On Tue, Nov 8, 2022 at 4:00 PM Kumar Kartikeya Dwivedi <memxor@xxxxxxxxx> wrote:
>
> On Wed, Nov 09, 2022 at 04:59:41AM IST, Andrii Nakryiko wrote:
> > On Mon, Nov 7, 2022 at 3:10 PM Kumar Kartikeya Dwivedi <memxor@xxxxxxxxx> wrote:
> > >
> > > Introduce local kptrs, i.e. PTR_TO_BTF_ID that point to a type in
> > > program BTF. This is indicated by the presence of MEM_ALLOC type flag in
> > > reg->type to avoid having to check btf_is_kernel when trying to match
> > > argument types in helpers.
> > >
> > > Refactor btf_struct_access callback to just take bpf_reg_state instead
> > > of btf and btf_type paramters. Note that the call site in
> > > check_map_access now simulates access to a PTR_TO_BTF_ID by creating a
> > > dummy reg on stack. Since only the type, btf, and btf_id of the register
> > > matter for the checks, it can be done so without complicating the usual
> > > cases elsewhere in the verifier where reg->btf and reg->btf_id is used
> > > verbatim.
> > >
> > > Whenever walking such types, any pointers being walked will always yield
> > > a SCALAR instead of pointer. In the future we might permit kptr inside
> > > local kptr (either kernel or local), and it would be permitted only in
> > > that case.
> > >
> > > For now, these local kptrs will always be referenced in verifier
> > > context, hence ref_obj_id == 0 for them is a bug.
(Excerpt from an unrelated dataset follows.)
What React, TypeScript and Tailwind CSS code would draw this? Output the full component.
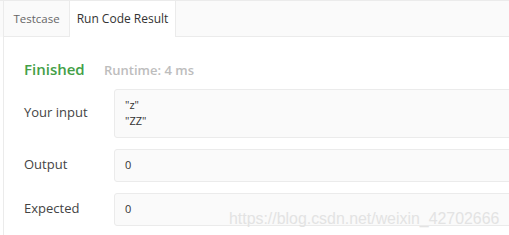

It is allowed to write
> > > to such objects, as long fields that are special are not touched
> > > (support for which will be added in subsequent patches). Note that once
> > > such a local kptr is marked PTR_UNTRUSTED, it is no longer allowed to
> > > write to it.
> > >
> > > No PROBE_MEM handling is therefore done for loads into this type unless
> > > PTR_UNTRUSTED is part of the register type, since they can never be in
> > > an undefined state, and their lifetime will always be valid.
> > >
> > > Signed-off-by: Kumar Kartikeya Dwivedi <memxor@xxxxxxxxx>
> > > ---
> > >  include/linux/bpf.h              | 28 ++++++++++++++++--------
> > >  include/linux/filter.h           |  8 +++----
> > >  kernel/bpf/btf.c                 | 16 ++++++++++----
> > >  kernel/bpf/verifier.c            | 37 ++++++++++++++++++++++++++------
> > >  net/bpf/bpf_dummy_struct_ops.c   | 14 ++++++------
> > >  net/core/filter.c                | 34 ++++++++++++-----------------
> > >  net/ipv4/bpf_tcp_ca.c            | 13 ++++++-----
> > >  net/netfilter/nf_conntrack_bpf.c | 17 ++++++---------
> > >  8 files changed, 99 insertions(+), 68 deletions(-)
> > >
> > > diff --git a/include/linux/bpf.h b/include/linux/bpf.h
> > > index afc1c51b59ff..75dbd2ecf80a 100644
> > > --- a/include/linux/bpf.h
> > > +++ b/include/linux/bpf.h
> > > @@ -524,6 +524,11 @@ enum bpf_type_flag {
> > >         /* Size is known at compile time. */
> > >         MEM_FIXED_SIZE          = BIT(10 + BPF_BASE_TYPE_BITS),
> > >
> > > +       /* MEM is of a type from program BTF, not kernel BTF. This is used to
> > > +        * tag PTR_TO_BTF_ID allocated using bpf_obj_new.
> > > +        */
> > > +       MEM_ALLOC               = BIT(11 + BPF_BASE_TYPE_BITS),
> > > +
> >
> > you fixed one naming confusion with RINGBUF and basically are creating
> > a new one, where "ALLOC" means "local kptr"... If we are stuck with
> > "local kptr" (which I find very confusing as well, but that's beside
> > the point), why not stick to the whole "local" terminology here?
> > MEM_LOCAL?
> >
>
> See the discussion about this in v4:
> https://lore.kernel.org/bpf/20221104075113.5ighwdvero4mugu7@apollo
>
> It was MEM_TYPE_LOCAL before. Also, better naming suggestions are always
> welcome, I asked the same in that message as well.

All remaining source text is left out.